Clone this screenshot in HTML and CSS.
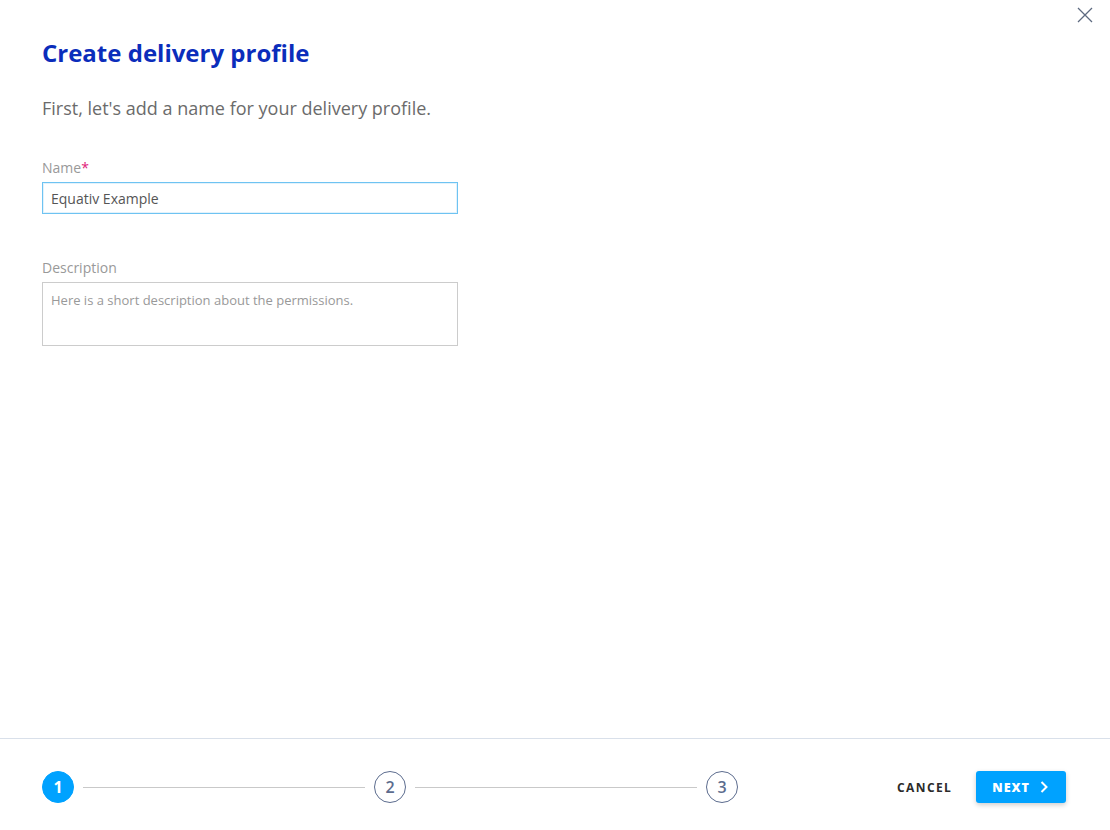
FILE: index.html
```html
<!DOCTYPE html>
<html lang="en">
<head>
<meta charset="UTF-8">
<meta name="viewport" content="width=device-width, initial-scale=1.0">
<title>Create delivery profile</title>
<link rel="stylesheet" href="styles.css">
</head>
<body>
<div class="modal">
    <button class="close-btn" aria-label="Close">
        <svg width="16" height="16" viewBox="0 0 16 16">
            <path d="M1 1 L15 15 M15 1 L1 15" stroke="#5d6a80" stroke-width="1.3" fill="none"/>
        </svg>
    </button>

    <div class="modal-body">
        <h1 class="modal-title">Create delivery profile</h1>
        <p class="modal-intro">First, let's add a name for your delivery profile.</p>

        <div class="field">
            <label class="field-label" for="name">Name<span class="required">*</span></label>
            <input class="field-input" id="name" type="text" value="Equativ Example" autofocus>
        </div>

        <div class="field">
            <label class="field-label" for="desc">Description</label>
            <textarea class="field-textarea" id="desc" placeholder="Here is a short description about the permissions."></textarea>
        </div>
    </div>

    <div class="modal-footer">
        <div class="stepper">
            <span class="step step-active">1</span>
            <span class="step-line"></span>
            <span class="step">2</span>
            <span class="step-line"></span>
            <span class="step">3</span>
        </div>
        <div class="actions">
            <button class="btn-cancel">CANCEL</button>
            <button class="btn-next">NEXT
                <svg width="10" height="14" viewBox="0 0 10 14">
                    <path d="M2.5 2 L7.5 7 L2.5 12" stroke="#fff" stroke-width="2" fill="none"/>
                </svg>
            </button>
        </div>
    </div>
</div>
<script>
    var input = document.getElementById("name");
    input.focus();
    input.setSelectionRange(input.value.length, input.value.length);
</script>
</body>
</html>
```

FILE: styles.css
```css
body {
    margin: 0;
    padding: 0;
    font-family: "Open Sans", Arial, sans-serif;
    background: #fff;
}

.modal {
    position: relative;
    display: flex;
    flex-direction: column;
    height: 830px;
}

.close-btn {
    position: absolute;
    top: 7px;
    right: 17px;
    padding: 0;
    border: none;
    background: none;
    cursor: pointer;
}

.modal-body {
    flex: 1;
    padding: 37px 42px 0 42px;
}

.modal-title {
    margin: 0;
    font-size: 24px;
    line-height: 32px;
    font-weight: 700;
    color: #0b2dbb;
}

.modal-intro {
    margin: 27px 0 0 0;
    font-size: 18px;
    line-height: 24px;
    color: #6b6b6b;
}

.field {
    width: 416px;
    margin-top: 38px;
}

.field + .field {
    margin-top: 44px;
}

.field-label {
    display: block;
    margin-bottom: 4px;
    font-size: 14px;
    line-height: 20px;
    color: #999;
}

.required {
    color: #e0207a;
}

.field-input {
    display: block;
    box-sizing: border-box;
    width: 100%;
    height: 32px;
    padding: 0 8px;
    border: 1px solid #6ec3f2;
    box-shadow: inset 0 0 0 1px #e3f2fb;
    font-family: "Open Sans", Arial, sans-serif;
    font-size: 14px;
    color: #555;
    outline: none;
    caret-color: #333;
}

.field-textarea {
    display: block;
    box-sizing: border-box;
    width: 100%;
    height: 64px;
    padding: 7px 8px;
    border: 1px solid #ccc;
    resize: none;
    font-family: "Open Sans", Arial, sans-serif;
    font-size: 13px;
    line-height: 20px;
    color: #555;
    outline: none;
}

.field-textarea::placeholder {
    color: #999;
}

.modal-footer {
    display: flex;
    align-items: center;
    height: 92px;
    box-sizing: border-box;
    padding: 0 44px 0 42px;
    border-top: 1px solid #d9e0ea;
}

.stepper {
    display: flex;
    align-items: center;
    width: 696px;
    margin-top: 5px;
}

.step {
    display: flex;
    align-items: center;
    justify-content: center;
    box-sizing: border-box;
    width: 32px;
    height: 32px;
    border: 1px solid #5c6c8e;
    border-radius: 50%;
    font-size: 16px;
    font-weight: 600;
    color: #5c6c8e;
}

.step-active {
    border-color: #00a2ff;
    background: #00a2ff;
    color: #fff;
    font-weight: 700;
}

.step-line {
    flex: 1;
    height: 1px;
    margin: 0 9px;
    background: #c9c9c9;
}

.actions {
    display: flex;
    align-items: center;
    margin-left: auto;
    margin-top: 5px;
}

.btn-cancel {
    padding: 0;
    margin-right: 24px;
    border: none;
    background: none;
    font-family: "Open Sans", Arial, sans-serif;
    font-size: 12px;
    font-weight: 700;
    letter-spacing: 1.4px;
    color: #2b2b2b;
    cursor: pointer;
}

.btn-next {
    display: flex;
    align-items: center;
    gap: 9px;
    height: 32px;
    padding: 0 17px 0 16px;
    border: none;
    border-radius: 3px;
    background: #00a2ff;
    box-shadow: 0 2px 5px rgba(0, 0, 0, 0.2);
    font-family: "Open Sans", Arial, sans-serif;
    font-size: 12.5px;
    font-weight: 800;
    letter-spacing: 1px;
    color: #fff;
    cursor: pointer;
}
```
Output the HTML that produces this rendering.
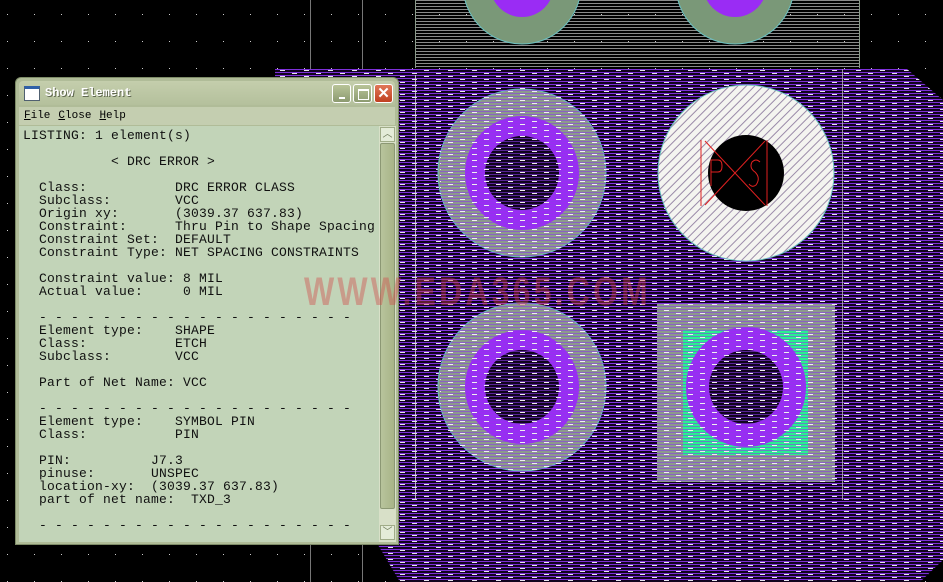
<!DOCTYPE html>
<html><head><meta charset="utf-8"><style>
html,body{margin:0;padding:0;background:#000;width:943px;height:582px;overflow:hidden;position:relative;font-family:"Liberation Sans",sans-serif}
svg{position:absolute;left:0;top:0}
#dlg{position:absolute;left:15px;top:77px;width:384px;height:468px;background:#b0bc98;border:1px solid #7e8c68;box-sizing:border-box;border-radius:6px 6px 0 0}
#title{position:absolute;left:3px;top:3px;right:3px;height:24px;background:linear-gradient(#c4ceac,#b4c09c);border-radius:4px 4px 0 0}
#title .ic{position:absolute;left:5px;top:5px;width:14px;height:11px;background:#fff;border:1px solid #506070;border-top:3px solid #3060a8}
#title .t{position:absolute;left:26px;top:5px;font:bold 12px "Liberation Mono",monospace;color:#fff;text-shadow:1px 1px 0 #606850}
.b{position:absolute;top:3px;width:19px;height:19px;border:1px solid #fff;border-radius:3px;background:linear-gradient(#b8c498,#8c9a70);box-sizing:border-box}
#menu{position:absolute;left:3px;top:29px;right:3px;height:18px;background:#c4ceb0;font:11px "Liberation Mono",monospace;color:#000;line-height:18px;padding-left:5px}
#menu span{margin-right:8px}
#content{position:absolute;left:3px;top:48px;width:360px;height:416px;background:#c2d4b8;overflow:hidden}
pre{margin:0;position:absolute;left:4px;top:3px;font:13px/13px "Liberation Mono",monospace;color:#101010;letter-spacing:0.2px}
#sb{position:absolute;left:363px;top:48px;width:17px;height:416px;background:#d8e0c8}
#sb .a{position:absolute;left:1px;width:15px;height:15px;background:#e4ecd8;border:1px solid #a0ac88;box-sizing:border-box;color:#6c7858;font:10px sans-serif;text-align:center;line-height:13px}
#sb .th{position:absolute;left:1px;top:17px;width:15px;height:366px;background:linear-gradient(90deg,#b8c49c,#a8b488);border:1px solid #8c9874;box-sizing:border-box;border-radius:2px}
#wm{position:absolute;left:304px;top:270px;font:bold 40px "Liberation Sans",sans-serif;color:rgba(210,70,70,0.4);transform:scaleX(0.8);transform-origin:left;letter-spacing:4px;z-index:5}
</style></head><body>
<svg width="943" height="582" viewBox="0 0 943 582">
<defs>
<pattern id="hs" width="3" height="3" patternUnits="userSpaceOnUse"><rect width="3" height="1" fill="#8a8a8a"/></pattern>
<pattern id="pp" width="24" height="6" patternUnits="userSpaceOnUse">
<rect width="24" height="6" fill="#10041e"/>
<rect y="0" width="24" height="1" fill="#7e30d8"/>
<rect y="3" width="24" height="1" fill="#7e30d8"/>
<rect x="4" y="1" width="5" height="1" fill="#e8e8f0"/>
<rect x="16" y="4" width="5" height="1" fill="#e8e8f0"/>
</pattern>
<pattern id="ov" width="24" height="6" patternUnits="userSpaceOnUse">
<rect y="0" width="24" height="1" fill="#8a3ae8" opacity=".6"/>
<rect y="3" width="24" height="1" fill="#8a3ae8" opacity=".6"/>
<rect x="4" y="1" width="5" height="1" fill="#f0f0f0"/>
<rect x="16" y="4" width="5" height="1" fill="#f0f0f0"/>
</pattern>
<pattern id="dg" width="6" height="6" patternUnits="userSpaceOnUse" patternTransform="rotate(45)"><rect width="6" height="6" fill="#f4f4f0"/><rect width="1" height="6" fill="#9a8aa8"/></pattern>
<pattern id="dots" width="27" height="27" patternUnits="userSpaceOnUse" x="7" y="14"><rect width="1" height="1" fill="#ccc"/></pattern>
</defs>
<rect width="943" height="582" fill="url(#dots)"/>
<line x1="310.5" y1="0" x2="310.5" y2="582" stroke="#777"/>
<line x1="362.5" y1="0" x2="362.5" y2="582" stroke="#777"/>
<rect x="415" y="0" width="445" height="68" fill="url(#hs)"/>
<line x1="415.5" y1="0" x2="415.5" y2="68" stroke="#8a9a8a"/>
<line x1="859.5" y1="0" x2="859.5" y2="68" stroke="#8a9a8a"/>
<circle cx="522" cy="-15" r="59" fill="#7a9878" stroke="#6ac0c0"/>
<circle cx="522" cy="-15" r="32" fill="#9a2cf4"/>
<circle cx="735" cy="-15" r="59" fill="#7a9878" stroke="#6ac0c0"/>
<circle cx="735" cy="-15" r="32" fill="#9a2cf4"/>
<polygon points="275,69 907,69 943,100 943,560 920,582 400,582 378,545 275,545" fill="url(#pp)"/>
<line x1="415.5" y1="75" x2="415.5" y2="500" stroke="#ddd" stroke-width=".8"/>
<line x1="842.5" y1="69" x2="842.5" y2="500" stroke="#bbb" stroke-width=".8"/>
<circle cx="522" cy="173" r="84" fill="#8c9a8c" stroke="#6ac0c0"/>
<circle cx="522" cy="173" r="57" fill="#9a2cf4"/>
<circle cx="522" cy="173" r="37" fill="#10041e"/>
<circle cx="522" cy="387" r="84" fill="#8c9a8c" stroke="#6ac0c0"/>
<circle cx="522" cy="387" r="57" fill="#9a2cf4"/>
<circle cx="522" cy="387" r="37" fill="#10041e"/>
<rect x="657" y="304" width="178" height="178" fill="#8c9a8c"/>
<rect x="683" y="330" width="125" height="125" fill="#2af090"/>
<circle cx="746" cy="387" r="60" fill="#9a2cf4"/>
<circle cx="746" cy="387" r="37" fill="#10041e"/>
<rect x="440" y="88" width="180" height="172" fill="url(#ov)"/>
<rect x="440" y="302" width="400" height="182" fill="url(#ov)"/>
<circle cx="746" cy="173" r="88" fill="url(#dg)" stroke="#6ac0c0"/>
<circle cx="746" cy="173" r="38" fill="#000"/>
<g stroke="#e02020" stroke-width="1" fill="none">
<line x1="701" y1="140" x2="701" y2="206"/><line x1="767" y1="140" x2="767" y2="206"/>
<line x1="705" y1="141" x2="765" y2="205"/><line x1="765" y1="141" x2="705" y2="205"/>
<path d="M711 186 V160 H718 Q722 160 722 166 Q722 172 718 172 H711"/>
<path d="M760 162 Q756 158 752 162 Q749 168 755 172 Q761 178 756 185 Q752 188 749 184"/>
</g>
</svg>
<div id="wm">WWW.EDA365.COM</div>
<div id="dlg">
<div id="title"><div class="ic"></div><div class="t">Show Element</div>
<div class="b" style="left:313px"><div style="position:absolute;left:6px;top:12px;width:6px;height:2px;background:#fff"></div></div>
<div class="b" style="left:334px"><div style="position:absolute;left:4px;top:4px;width:9px;height:8px;border:1px solid #fff;border-top-width:2px"></div></div>
<div class="b" style="left:355px;background:linear-gradient(#e07858,#c04020);color:#fff;font:bold 15px sans-serif;text-align:center;line-height:17px">✕</div>
</div>
<div id="menu"><span><u>F</u>ile</span><span><u>C</u>lose</span><span><u>H</u>elp</span></div>
<div id="content"><pre>LISTING: 1 element(s)

           &lt; DRC ERROR &gt;

  Class:           DRC ERROR CLASS
  Subclass:        VCC
  Origin xy:       (3039.37 637.83)
  Constraint:      Thru Pin to Shape Spacing
  Constraint Set:  DEFAULT
  Constraint Type: NET SPACING CONSTRAINTS

  Constraint value: 8 MIL
  Actual value:     0 MIL

  - - - - - - - - - - - - - - - - - - - -
  Element type:    SHAPE
  Class:           ETCH
  Subclass:        VCC

  Part of Net Name: VCC

  - - - - - - - - - - - - - - - - - - - -
  Element type:    SYMBOL PIN
  Class:           PIN

  PIN:          J7.3
  pinuse:       UNSPEC
  location-xy:  (3039.37 637.83)
  part of net name:  TXD_3

  - - - - - - - - - - - - - - - - - - - -</pre></div>
<div id="sb"><div class="a" style="top:1px">︿</div><div class="th"></div><div class="a" style="top:399px">﹀</div></div>
</div>
</body></html>
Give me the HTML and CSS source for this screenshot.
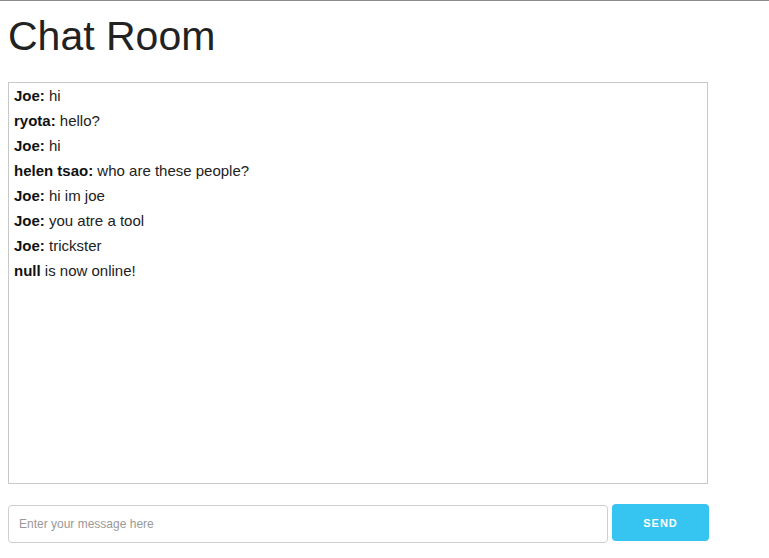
FILE: index.html
```html
<!DOCTYPE html>
<html>
<head>
<meta charset="utf-8">
<title>Chat Room</title>
<link rel="stylesheet" href="styles.css">
</head>
<body>
<div class="page">
  <h1 class="title">Chat Room</h1>
  <div class="chat-log">
    <div class="msg"><b>Joe:</b> hi</div>
    <div class="msg"><b>ryota:</b> hello?</div>
    <div class="msg"><b>Joe:</b> hi</div>
    <div class="msg"><b>helen tsao:</b> who are these people?</div>
    <div class="msg"><b>Joe:</b> hi im joe</div>
    <div class="msg"><b>Joe:</b> you atre a tool</div>
    <div class="msg"><b>Joe:</b> trickster</div>
    <div class="msg"><b>null</b> is now online!</div>
  </div>
  <form class="composer">
    <input class="message-input" type="text" placeholder="Enter your message here">
    <button class="send-btn" type="button">SEND</button>
  </form>
</div>
</body>
</html>
```

FILE: styles.css
```css
html, body {
  margin: 0;
  padding: 0;
  background: #fff;
}
body {
  border-top: 1px solid #8a8a8a;
  font-family: "Liberation Sans", Arial, Helvetica, sans-serif;
  color: #222;
}
.page {
  padding: 0 8px;
}
.title {
  margin: 12px 0 0 0;
  font-size: 41px;
  font-weight: 400;
  line-height: 46px;
  color: #222;
}
.chat-log {
  box-sizing: border-box;
  width: 700px;
  height: 402px;
  margin-top: 23px;
  border: 1px solid #c8c8c8;
  padding: 0 5px;
}
.msg {
  font-size: 15px;
  line-height: 25px;
  color: #222;
}
.msg b {
  font-weight: 700;
  color: #111;
}
.composer {
  display: flex;
  align-items: flex-start;
  gap: 4px;
  margin: 20px 0 0 0;
}
.message-input {
  box-sizing: border-box;
  width: 600px;
  height: 38px;
  margin-top: 1px;
  border: 1px solid #cfcfcf;
  border-radius: 4px;
  padding: 0 10px;
  font-family: "Liberation Sans", Arial, sans-serif;
  font-size: 12px;
  color: #333;
  outline: none;
}
.message-input::placeholder {
  color: #999;
}
.send-btn {
  box-sizing: border-box;
  width: 97px;
  height: 37px;
  border: none;
  border-radius: 4px;
  background: #36c5f0;
  color: #fff;
  font-family: "Liberation Sans", Arial, sans-serif;
  font-size: 11px;
  font-weight: 700;
  letter-spacing: 1px;
  cursor: pointer;
}
```
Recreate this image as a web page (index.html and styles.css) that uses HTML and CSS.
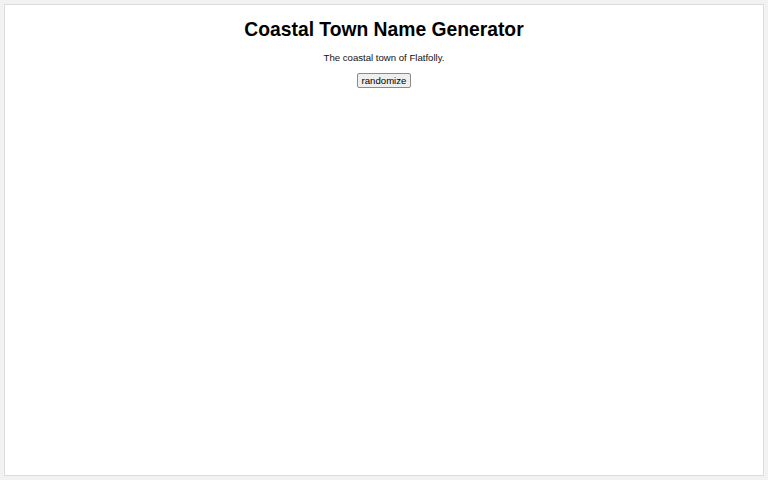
● ● ● ●
▶ _Instructions for the task_: A number is the only answer here: how many lines of the material above contain "this"?

▶ _Result below_: 4